----- Data shown

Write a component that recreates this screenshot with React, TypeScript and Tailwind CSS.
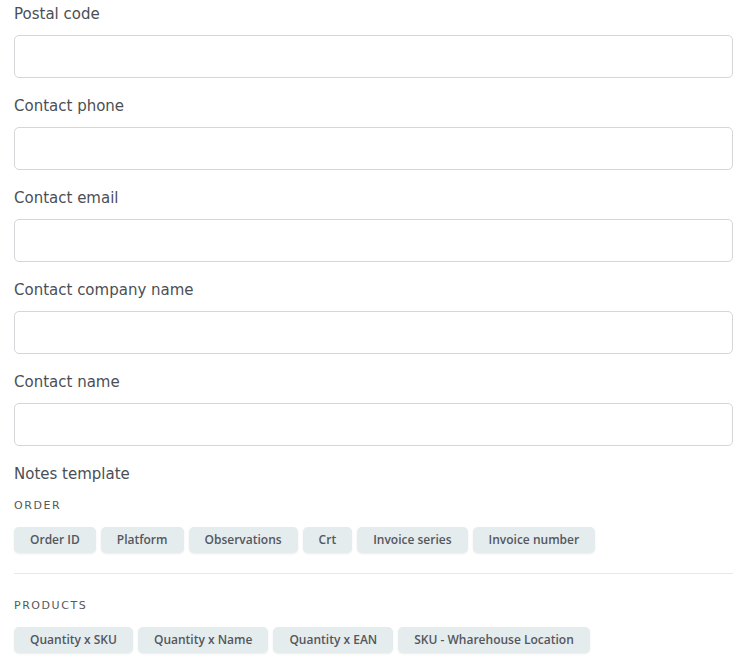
import React from 'react';

const fields = ['Postal code', 'Contact phone', 'Contact email', 'Contact company name', 'Contact name'];

const orderTags = ['Order ID', 'Platform', 'Observations', 'Crt', 'Invoice series', 'Invoice number'];
const productTags = ['Quantity x SKU', 'Quantity x Name', 'Quantity x EAN', 'SKU - Wharehouse Location'];

const Tag: React.FC<{ label: string }> = ({ label }) => (
  <button
    type="button"
    className="h-[26px] px-[16px] rounded-[5px] bg-[#e4ecee] font-['Open_Sans',sans-serif] text-[12px] font-semibold text-[#54575c] shadow-[0_1px_2px_rgba(0,0,0,0.08)] leading-none"
  >
    {label}
  </button>
);

const Section: React.FC<{ title: string; tags: string[] }> = ({ title, tags }) => (
  <div>
    <div className="text-[11px] tracking-[0.14em] text-[#55595e] uppercase leading-[11px]">{title}</div>
    <div className="mt-[16px] flex flex-wrap gap-[5px]">
      {tags.map((t) => (
        <Tag key={t} label={t} />
      ))}
    </div>
  </div>
);

export default function App() {
  return (
    <div className="bg-white min-h-screen pl-[14px] pr-[17px] pt-[5px] font-['DejaVu_Sans',sans-serif] text-[#4b4f55]">
      {fields.map((f) => (
        <div key={f} className="mb-[19px]">
          <label className="block text-[15px] leading-[18px] mb-[12px]">{f}</label>
          <input className="block w-full h-[43px] rounded-[5px] border border-[#d4d6da] bg-white outline-none" />
        </div>
      ))}
      <div className="text-[15px] leading-[18px]">Notes template</div>
      <div className="mt-[17px]">
        <Section title="Order" tags={orderTags} />
      </div>
      <div className="mt-[20px] h-px bg-[#e6e8ea]" />
      <div className="mt-[26px]">
        <Section title="Products" tags={productTags} />
      </div>
    </div>
  );
}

----------

# [What the task asks]
Leave the pictures out and copy the rest of the data exactly.

# [Result of this exercise]
Write a component that recreates this screenshot with React, TypeScript and Tailwind CSS.
import React from 'react';

const fields = ['Postal code', 'Contact phone', 'Contact email', 'Contact company name', 'Contact name'];

const orderTags = ['Order ID', 'Platform', 'Observations', 'Crt', 'Invoice series', 'Invoice number'];
const productTags = ['Quantity x SKU', 'Quantity x Name', 'Quantity x EAN', 'SKU - Wharehouse Location'];

const Tag: React.FC<{ label: string }> = ({ label }) => (
  <button
    type="button"
    className="h-[26px] px-[16px] rounded-[5px] bg-[#e4ecee] font-['Open_Sans',sans-serif] text-[12px] font-semibold text-[#54575c] shadow-[0_1px_2px_rgba(0,0,0,0.08)] leading-none"
  >
    {label}
  </button>
);

const Section: React.FC<{ title: string; tags: string[] }> = ({ title, tags }) => (
  <div>
    <div className="text-[11px] tracking-[0.14em] text-[#55595e] uppercase leading-[11px]">{title}</div>
    <div className="mt-[16px] flex flex-wrap gap-[5px]">
      {tags.map((t) => (
        <Tag key={t} label={t} />
      ))}
    </div>
  </div>
);

export default function App() {
  return (
    <div className="bg-white min-h-screen pl-[14px] pr-[17px] pt-[5px] font-['DejaVu_Sans',sans-serif] text-[#4b4f55]">
      {fields.map((f) => (
        <div key={f} className="mb-[19px]">
          <label className="block text-[15px] leading-[18px] mb-[12px]">{f}</label>
          <input className="block w-full h-[43px] rounded-[5px] border border-[#d4d6da] bg-white outline-none" />
        </div>
      ))}
      <div className="text-[15px] leading-[18px]">Notes template</div>
      <div className="mt-[17px]">
        <Section title="Order" tags={orderTags} />
      </div>
      <div className="mt-[20px] h-px bg-[#e6e8ea]" />
      <div className="mt-[26px]">
        <Section title="Products" tags={productTags} />
      </div>
    </div>
  );
}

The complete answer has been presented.